Вместе с двумя другими тот лежал в лазарете, пил горячий чай и располагал временем, чтобы упорядочить связанные со смертью Хиндингера впечатления и подготовить их, например, для позднейшего поэтического использования. Однако для него это словно бы не имело значения, выглядел он плоховато и болезненно и с товарищами по лазарету не говорил почти ни слова. После карцера Хайльнер поневоле оказался в одиночестве, которое ранило и ожесточало его душу, впечатлительную и нуждающуюся в постоянном общении. Учителя, полагая его человеком недовольным и мятежным, глаз с него не спускали, ученики сторонились его, фамулус относился к нему с насмешливым благодушием, а его друзья Шекспир, Шиллер и Ленау рассказывали о другом мире, куда более огромном и чудесном, нежели тот, что окружал его, угнетая и унижая. «Песни монаха», первоначально всего лишь отшельнически печальные, мало-помалу обернулись собранием злых и враждебных стихов о монастыре, учителях и одноклассниках. В своей отчужденности он находил горькую мучительную усладу, с удовлетворением чувствовал себя непонятым и в беспощадно-презрительных монашеских стихах представал перед собою этаким маленьким Ювеналом[52].
Спустя восемь дней после похорон, когда двое других оправились от болезни и в лазарете остался один Хайльнер, Ханс навестил его. Робко поздоровался, придвинул к кровати стул, сел и взял больного за руку, но тот сердито отвернулся к стене и казался совершенно неприступным. Однако Ханс не ушел. Крепко держал руку Хайльнера и заставил-таки бывшего друга посмотреть на него. Хайльнер досадливо скривил губы.
– Что тебе, собственно, нужно?
Ханс не выпустил его руку.
– Ты должен меня выслушать, – сказал он. – Я тогда струсил и бросил тебя в беде. Но ты ведь знаешь, какой я: у меня было твердое намерение остаться в семинарии среди лучших учеников и, быть может, стать самым первым. Ты называл это честолюбием, пожалуй что и по праву; но таков был мой идеал, ничего лучше я не знал.
Хайльнер закрыл глаза, а Ханс очень тихо продолжал:
– Пойми, мне очень жаль. Не знаю, захочешь ли ты снова стать мне другом, но простить меня ты должен.
Хайльнер молчал и глаз не открывал. Все доброе и радостное в нем смеялось навстречу другу, но он уже привык к роли горького одиночки и, по крайней мере, сохранял покуда на лице такую маску. Ханс не отступал.

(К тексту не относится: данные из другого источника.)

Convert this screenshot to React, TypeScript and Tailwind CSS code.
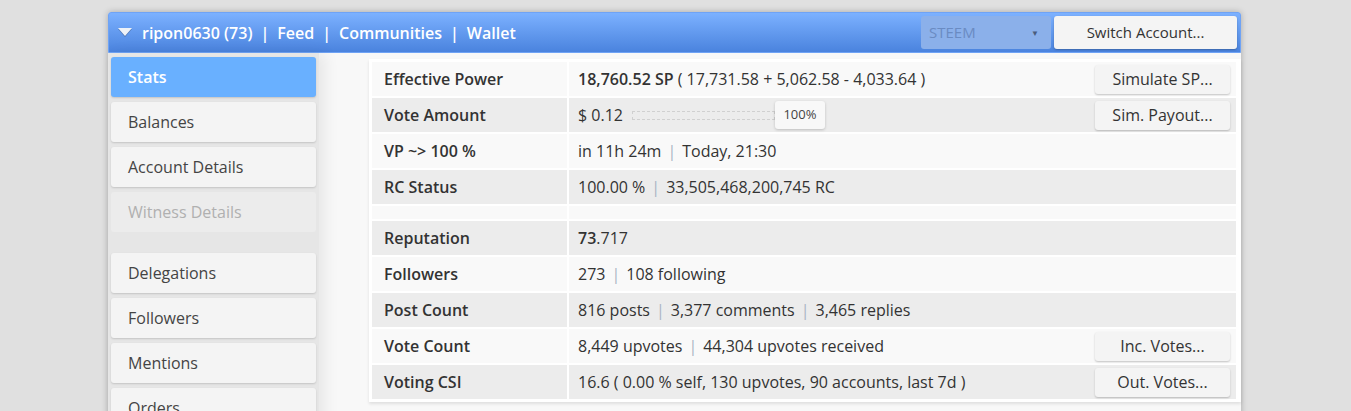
import React from "react";

const sideItems = [
  { label: "Stats", active: true },
  { label: "Balances" },
  { label: "Account Details" },
  { label: "Witness Details", disabled: true },
  { label: "", spacer: true },
  { label: "Delegations" },
  { label: "Followers" },
  { label: "Mentions" },
  { label: "Orders" },
];

function Sep() {
  return <span className="mx-[6px] text-[#a9b4c4]">|</span>;
}

function ActionButton({ children }: { children: React.ReactNode }) {
  return (
    <button className="h-[29px] w-[135px] rounded-[3px] bg-[#f4f4f4] text-[16px] text-[#333] shadow-[0_1px_2px_rgba(0,0,0,0.22)]">
      {children}
    </button>
  );
}

type Row = {
  label: string;
  value?: React.ReactNode;
  action?: string;
  spacer?: boolean;
};

const rows: Row[] = [
  {
    label: "Effective Power",
    value: (
      <>
        <span className="font-semibold">18,760.52 SP</span> ( 17,731.58 + 5,062.58 - 4,033.64 )
      </>
    ),
    action: "Simulate SP...",
  },
  {
    label: "Vote Amount",
    value: (
      <span className="flex items-center">
        <span>$ 0.12</span>
        <span className="ml-[9px] h-[9px] w-[143px] border border-dashed border-[#d0d0d0]" />
        <span className="flex h-[28px] w-[50px] items-center justify-center rounded-[3px] bg-[#f8f8f8] text-[13px] text-[#444] shadow-[0_1px_3px_rgba(0,0,0,0.2)]">
          100%
        </span>
      </span>
    ),
    action: "Sim. Payout...",
  },
  {
    label: "VP ~> 100 %",
    value: (
      <>
        in 11h 24m<Sep />Today, 21:30
      </>
    ),
  },
  {
    label: "RC Status",
    value: (
      <>
        100.00 %<Sep />33,505,468,200,745 RC
      </>
    ),
  },
  { label: "", spacer: true },
  {
    label: "Reputation",
    value: (
      <>
        <span className="font-semibold">73</span>.717
      </>
    ),
  },
  {
    label: "Followers",
    value: (
      <>
        273<Sep />108 following
      </>
    ),
  },
  {
    label: "Post Count",
    value: (
      <>
        816 posts<Sep />3,377 comments<Sep />3,465 replies
      </>
    ),
  },
  {
    label: "Vote Count",
    value: (
      <>
        8,449 upvotes<Sep />44,304 upvotes received
      </>
    ),
    action: "Inc. Votes...",
  },
  {
    label: "Voting CSI",
    value: <>16.6 ( 0.00 % self, 130 upvotes, 90 accounts, last 7d )</>,
    action: "Out. Votes...",
  },
];

export default function App() {
  return (
    <div className="h-[411px] overflow-hidden bg-[#e0e0e0] pt-[12px] font-['Open_Sans',sans-serif] text-[#333]">
      <div className="ml-[108px] w-[1133px] rounded-t-[3px] shadow-[0_0_6px_rgba(0,0,0,0.25)]">
        {/* header */}
        <div className="flex h-[41px] items-center justify-between rounded-t-[3px] border border-[#6fa3f5] bg-gradient-to-b from-[#7cb1ff] to-[#4a83de] pl-[9px] pr-[3px]">
          <div className="flex items-center text-[16px] font-semibold text-white">
            <svg width="14" height="9" viewBox="0 0 14 9" className="drop-shadow-[0_1px_0_rgba(0,0,0,0.25)]">
              <polygon points="0,0 14,0 7,8" fill="#eef2f8" />
            </svg>
            <span className="ml-[10px]">ripon0630 (73)</span>
            <span className="mx-[8px]">|</span>
            <span>Feed</span>
            <span className="mx-[8px]">|</span>
            <span>Communities</span>
            <span className="mx-[8px]">|</span>
            <span>Wallet</span>
          </div>
          <div className="flex items-center gap-[3px]">
            <div className="flex h-[33px] w-[130px] items-center justify-between rounded-[3px] bg-[#8bb0ea] pl-[8px] pr-[12px] text-[15px] text-[#6a8bc2]">
              <span>STEEM</span>
              <span className="text-[8px] text-[#4a5c7c]">▼</span>
            </div>
            <button className="h-[33px] w-[183px] rounded-[3px] bg-[#f4f4f4] text-[15px] text-[#333] shadow-[0_1px_2px_rgba(0,0,0,0.25)]">
              Switch Account...
            </button>
          </div>
        </div>

        {/* body */}
        <div className="flex">
          <div className="relative z-10 flex w-[211px] flex-col gap-[5px] bg-[#e6e6e6] pb-[10px] pl-[3px] pr-[3px] pt-[4px] shadow-[6px_0_14px_rgba(0,0,0,0.07)]">
            {sideItems.map((it, i) =>
              it.spacer ? (
                <div key={i} className="h-[11px]" />
              ) : (
                <div
                  key={i}
                  className={
                    it.active
                      ? "flex h-[40px] items-center rounded-[3px] bg-[#69b0ff] pl-[17px] text-[16px] font-semibold text-white shadow-[0_1px_2px_rgba(0,0,0,0.15)]"
                      : it.disabled
                      ? "flex h-[40px] items-center rounded-[3px] bg-[#ececec] pl-[17px] text-[16px] text-[#b0b0b0]"
                      : "flex h-[40px] items-center rounded-[3px] bg-[#f4f4f4] pl-[17px] text-[16px] text-[#444] shadow-[0_1px_2px_rgba(0,0,0,0.15)]"
                  }
                >
                  {it.label}
                </div>
              )
            )}
          </div>

          <div className="flex-1 bg-[#f8f8f8] pl-[50px] pt-[6px]">
            <div className="bg-white py-[1px] pl-[1px] pr-[3px] shadow-[0_2px_3px_rgba(0,0,0,0.1)]">
              <table className="w-full border-separate border-spacing-[2px] text-[16px]">
                <tbody>
                  {rows.map((r, i) => {
                    const bg = i % 2 === 0 ? "bg-[#f9f9f9]" : "bg-[#ececec]";
                    if (r.spacer) {
                      return (
                        <tr key={i}>
                          <td className={`h-[13px] ${bg}`} />
                          <td className={`h-[13px] ${bg}`} />
                        </tr>
                      );
                    }
                    return (
                      <tr key={i}>
                        <td className={`h-[34px] w-[195px] pl-[12px] font-semibold ${bg}`}>{r.label}</td>
                        <td className={`h-[34px] pl-[9px] pr-[6px] ${bg}`}>
                          <div className="flex items-center justify-between">
                            <div className="whitespace-nowrap">{r.value}</div>
                            {r.action && <ActionButton>{r.action}</ActionButton>}
                          </div>
                        </td>
                      </tr>
                    );
                  })}
                </tbody>
              </table>
            </div>
            <div className="h-[40px]" />
          </div>
        </div>
      </div>
    </div>
  );
}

– Ты должен, Хайльнер! Уж лучше мне стать последним, чем и дальше обходить тебя стороной. Если хочешь, мы будем опять друзьями и покажем остальным, что в них не нуждаемся.

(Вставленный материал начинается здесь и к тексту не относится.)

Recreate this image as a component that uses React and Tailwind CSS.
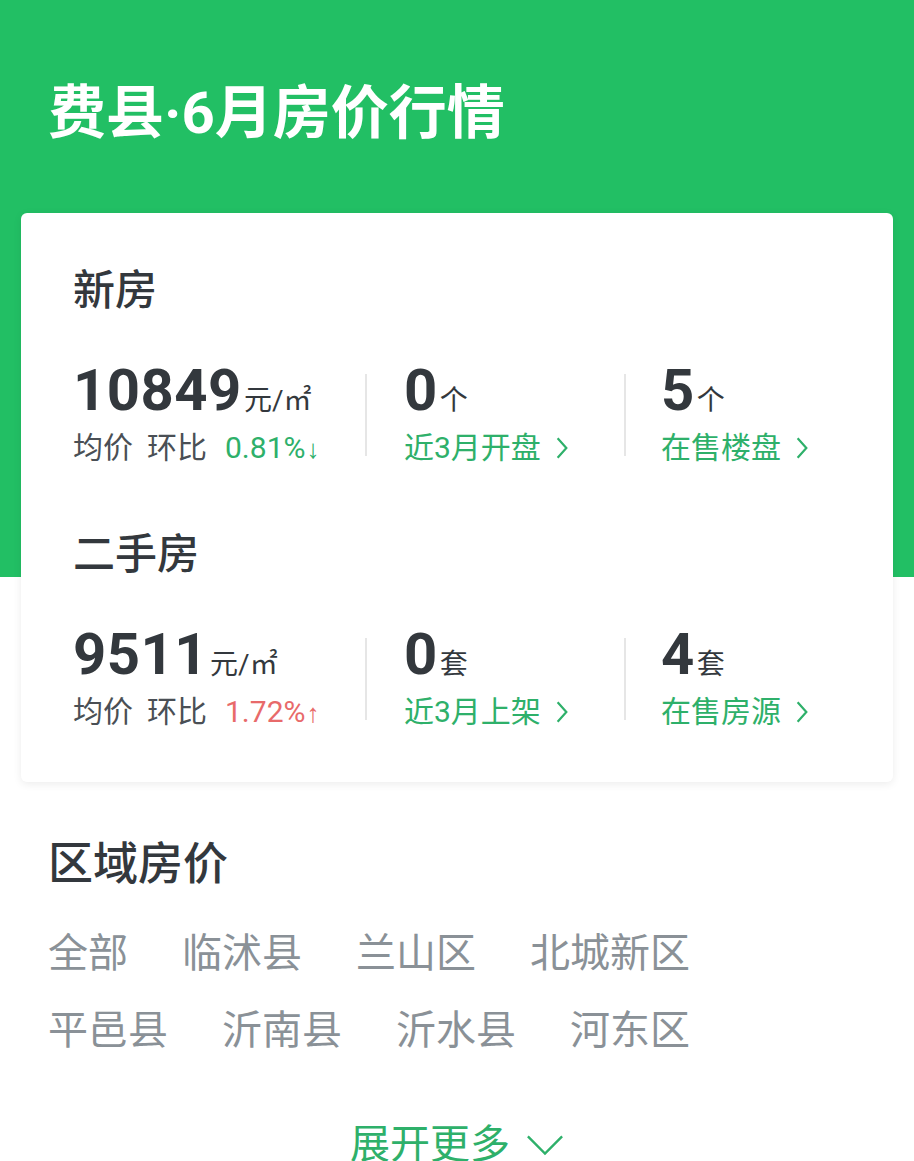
const cjk = { fontFamily: 'Roboto, "Noto Sans CJK SC", sans-serif' }

function Chevron({ className = '' }) {
  return (
    <svg viewBox="0 0 12 22" className={className} fill="none" stroke="currentColor" strokeWidth="2">
      <polyline points="2,2 10,11 2,20" />
    </svg>
  )
}

function Arrow({ children }) {
  return <span className="font-['Liberation_Sans'] text-[26px] ml-[1px]">{children}</span>
}

function Stat({ value, unit, children, w }) {
  return (
    <div className={w}>
      <div className="flex items-baseline">
        <span className="text-[58px] font-bold leading-[62px] text-[#33383d] tracking-[0.5px]">{value}</span>
        <span className="text-[28px] text-[#33383d] ml-[2px]">{unit}</span>
      </div>
      <div className="text-[30px] leading-[36px] mt-[8px]">{children}</div>
    </div>
  )
}

function Divider() {
  return <div className="w-[2px] h-[82px] bg-[#e6e6e6] self-center mt-[4px] shrink-0" />
}

function Link({ label }) {
  return (
    <span className="flex items-center text-[#2eb06a]">
      {label}
      <Chevron className="w-[14px] h-[24px] ml-[14px]" />
    </span>
  )
}

function Section({ title, price, change, up, c2, c2label, c3, c3label, unit }) {
  return (
    <div>
      <div className="text-[42px] leading-[48px] text-[#33383d] font-medium">{title}</div>
      <div className="flex mt-[44px]">
        <Stat w="w-[292px] shrink-0" value={price} unit="元/㎡">
          <span className="text-[#4a4f55]">均价</span>
          <span className="text-[#4a4f55] ml-[14px]">环比</span>
          <span className={`ml-[18px] ${up ? 'text-[#e86a6a]' : 'text-[#2eb06a]'}`}>
            {change}
            <Arrow>{up ? '↑' : '↓'}</Arrow>
          </span>
        </Stat>
        <Divider />
        <Stat w="w-[257px] shrink-0 pl-[37px]" value={c2} unit={unit}>
          <Link label={c2label} />
        </Stat>
        <Divider />
        <Stat w="flex-1 pl-[35px]" value={c3} unit={unit}>
          <Link label={c3label} />
        </Stat>
      </div>
    </div>
  )
}

export default function App() {
  const rows = [
    ['全部', '临沭县', '兰山区', '北城新区'],
    ['平邑县', '沂南县', '沂水县', '河东区'],
  ]
  return (
    <div className="w-[914px] h-[1161px] overflow-hidden bg-[linear-gradient(#22bf64_577px,#ffffff_577px)]" style={cjk}>
      <div className="h-[213px] px-[48px] pt-[78px]">
        <h1 className="text-[58px] leading-[70px] font-bold text-white">费县·6月房价行情</h1>
      </div>

      <div className="mx-[21px] bg-white rounded-[6px] shadow-[0_2px_8px_rgba(0,0,0,0.08)] px-[52px] pt-[54px] pb-[51px]">
        <Section title="新房" price="10849" change="0.81%" c2="0" c2label="近3月开盘" c3="5" c3label="在售楼盘" unit="个" />
        <div className="h-[64px]" />
        <Section title="二手房" price="9511" change="1.72%" up c2="0" c2label="近3月上架" c3="4" c3label="在售房源" unit="套" />
      </div>

      <div className="px-[48px] pt-[56px]">
        <h2 className="text-[45px] leading-[54px] font-medium text-[#33383d]">区域房价</h2>
        <div className="mt-[38px] flex flex-col gap-[29px]">
          {rows.map((r, i) => (
            <div key={i} className="flex gap-[54px] text-[40px] leading-[48px] text-[#8a9197]">
              {r.map((t) => (
                <span key={t}>{t}</span>
              ))}
            </div>
          ))}
        </div>
        <div className="mt-[66px] flex justify-center items-center text-[40px] leading-[48px] text-[#2eb06a]">
          展开更多
          <svg viewBox="0 0 40 22" className="w-[38px] h-[22px] ml-[16px]" fill="none" stroke="currentColor" strokeWidth="2.5">
            <polyline points="2,2 20,20 38,2" />
          </svg>
        </div>
      </div>
    </div>
  )
}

Тут Хайльнер ответил на его рукопожатие и открыл глаза.
Через несколько дней он тоже встал с постели и покинул лазарет, а в монастыре возникло немалое волнение по поводу новоиспеченной дружбы. Для них же начались чудесные недели, без особых происшествий, но полные странно счастливого ощущения общности и безмолвного, сокровенного согласия. Теперь их отношения были другими, не как раньше. Недели разлуки изменили обоих. Ханс стал ласковее, теплее, мечтательнее, Хайльнер – сильнее, возмужалее, и в последнее время им так недоставало друг друга, что воссоединение оба восприняли как огромное событие и бесценный подарок.

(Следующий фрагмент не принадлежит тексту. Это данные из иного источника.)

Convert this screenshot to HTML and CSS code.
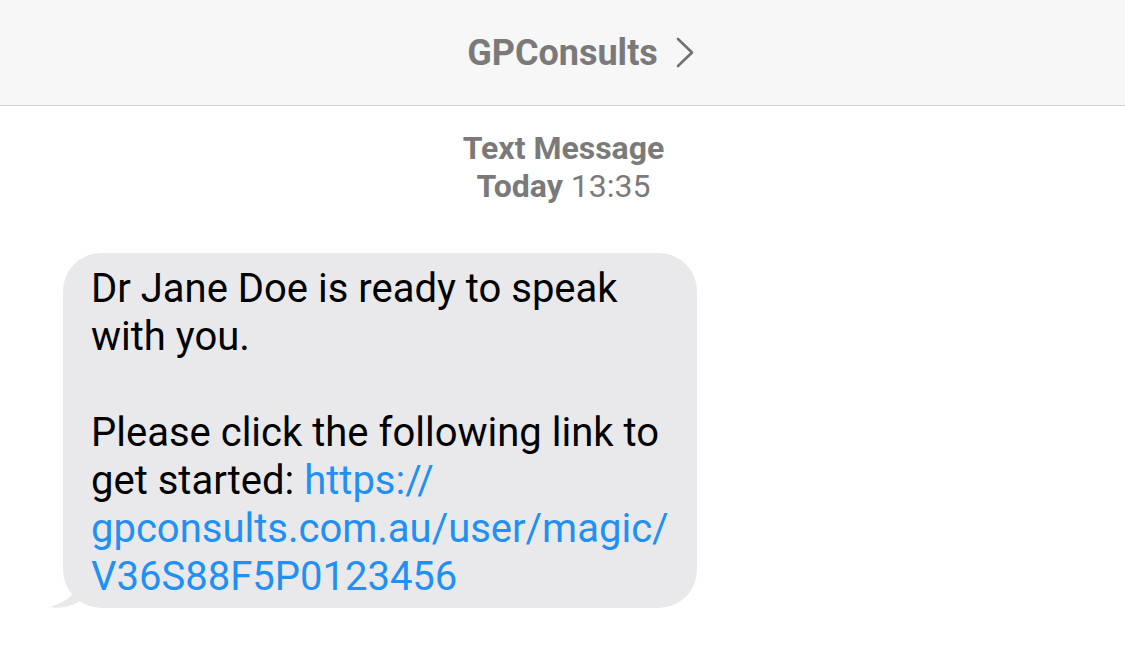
FILE: index.html
```html
<!DOCTYPE html>
<html>
<head>
<meta charset="utf-8">
<link rel="stylesheet" href="styles.css">
</head>
<body>
<header class="topbar">
  <span class="title">GPConsults</span>
  <svg class="chev" width="18" height="31" viewBox="0 0 18 31"><path d="M2 2 L16 15.5 L2 29" fill="none" stroke="#717171" stroke-width="2.6" stroke-linecap="round" stroke-linejoin="round"/></svg>
</header>
<main class="thread">
  <div class="stamp">
    <div class="kind">Text Message</div>
    <div class="when"><b>Today</b> 13:35</div>
  </div>
  <div class="row">
    <div class="bubble">
      <p>Dr Jane Doe is ready to speak with you.</p>
      <p>Please click the following link to get started: <a href="#">https://<br>gpconsults.com.au/user/magic/<br>V36S88F5P0123456</a></p>
      <svg class="tail" width="40" height="30" viewBox="0 0 40 30"><path d="M30 0 C30 12 22 22 2 28 C14 30 24 27 32 22 L40 22 L40 0 Z" fill="#e9e9eb"/></svg>
    </div>
  </div>
</main>
</body>
</html>
```
FILE: styles.css
```css
* { box-sizing: border-box; }
body {
  margin: 0;
  background: #fff;
  font-family: Roboto, "Noto Sans", sans-serif;
}
.topbar {
  height: 106px;
  background: #f7f7f7;
  border-bottom: 1px solid #d4d4d4;
  display: flex;
  align-items: center;
  justify-content: center;
  gap: 18px;
  padding-left: 36px;
}
.title {
  font-size: 36px;
  font-weight: 700;
  color: #7a7a7a;
}
.chev { display: block; }
.thread {
  display: flex;
  flex-direction: column;
}
.stamp {
  text-align: center;
  color: #7a7a7a;
  font-size: 32px;
  line-height: 38px;
  padding-top: 23px;
  padding-left: 2px;
}
.kind { font-weight: 700; }
.when b { font-weight: 700; }
.row {
  padding-top: 48px;
  padding-left: 63px;
}
.bubble {
  position: relative;
  width: 634px;
  background: #e9e9eb;
  border-radius: 38px;
  padding: 12px 18px 7px 28px;
  font-size: 40px;
  line-height: 48px;
  color: #000;
}
.bubble p { margin: 0; }
.bubble p + p { margin-top: 48px; }
.bubble a { color: #2190f5; text-decoration: none; }
.tail {
  position: absolute;
  left: -15px;
  bottom: -1px;
}
```
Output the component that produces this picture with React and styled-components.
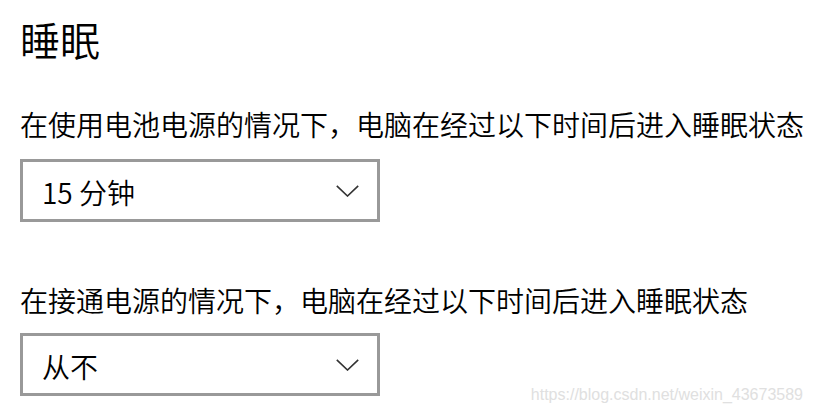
import React from "react";
import styled, { createGlobalStyle } from "styled-components";

const GlobalStyle = createGlobalStyle`
  html, body { margin: 0; padding: 0; background: #fff; }
  body { font-family: "Noto Sans CJK SC", "Noto Sans", sans-serif; color: #000; }
`;

const Page = styled.div`
  position: relative;
  width: 815px;
  height: 413px;
  overflow: hidden;
  padding: 19px 0 0 20px;
  box-sizing: border-box;
  display: flex;
  flex-direction: column;
`;

const Title = styled.h1`
  margin: 0;
  font-size: 40px;
  font-weight: 350;
  line-height: 40px;
  letter-spacing: 0;
`;

const Section = styled.div`
  display: flex;
  flex-direction: column;
  margin-top: ${(p) => p.$top}px;
`;

const Label = styled.div`
  font-size: 28px;
  font-weight: 350;
  line-height: 28px;
  white-space: nowrap;
`;

const Select = styled.div`
  margin-top: ${(p) => p.$gap}px;
  width: 360px;
  height: 63px;
  box-sizing: border-box;
  border: 3px solid #999999;
  display: flex;
  align-items: center;
  justify-content: space-between;
  padding: 2px 18px 0 19px;
  font-size: 28px;
  font-weight: 350;
  line-height: 28px;
`;

const Chevron = styled.svg`
  width: 23px;
  height: 12px;
  flex: none;
  margin-top: -2px;
`;

const Watermark = styled.div`
  position: absolute;
  right: 12px;
  bottom: 9px;
  font-family: "Liberation Sans", Arial, sans-serif;
  font-size: 16px;
  color: #e0e0e0;
  white-space: nowrap;
`;

const Arrow = () => (
  <Chevron viewBox="0 0 23 12">
    <polyline points="0.8,0.8 11.5,11 22.2,0.8" fill="none" stroke="#333" strokeWidth="1.6" />
  </Chevron>
);

export default function App() {
  return (
    <>
      <GlobalStyle />
      <Page>
        <Title>睡眠</Title>
        <Section $top={51}>
          <Label>在使用电池电源的情况下，电脑在经过以下时间后进入睡眠状态</Label>
          <Select $gap={21}>
            <span>15 分钟</span>
            <Arrow />
          </Select>
        </Section>
        <Section $top={64}>
          <Label>在接通电源的情况下，电脑在经过以下时间后进入睡眠状态</Label>
          <Select $gap={19}>
            <span>从不</span>
            <Arrow />
          </Select>
        </Section>
        <Watermark>https://blog.csdn.net/weixin_43673589</Watermark>
      </Page>
    </>
  );
}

Не по годам взрослые, эти мальчики, сами о том не подозревая, с безотчетной робостью предощущали в своей дружбе толику нежных тайн первой любви. Вдобавок в их союзе присутствовало острое очарование созревающей мужественности и, как столь же острая пряность, строптиво-вызывающее отношение к остальным товарищам, для которых Хайльнер оставался неприятен, Ханс – непонятен, а их собственные дружества в ту пору еще сплошь представляли собой безобидную детскую забаву.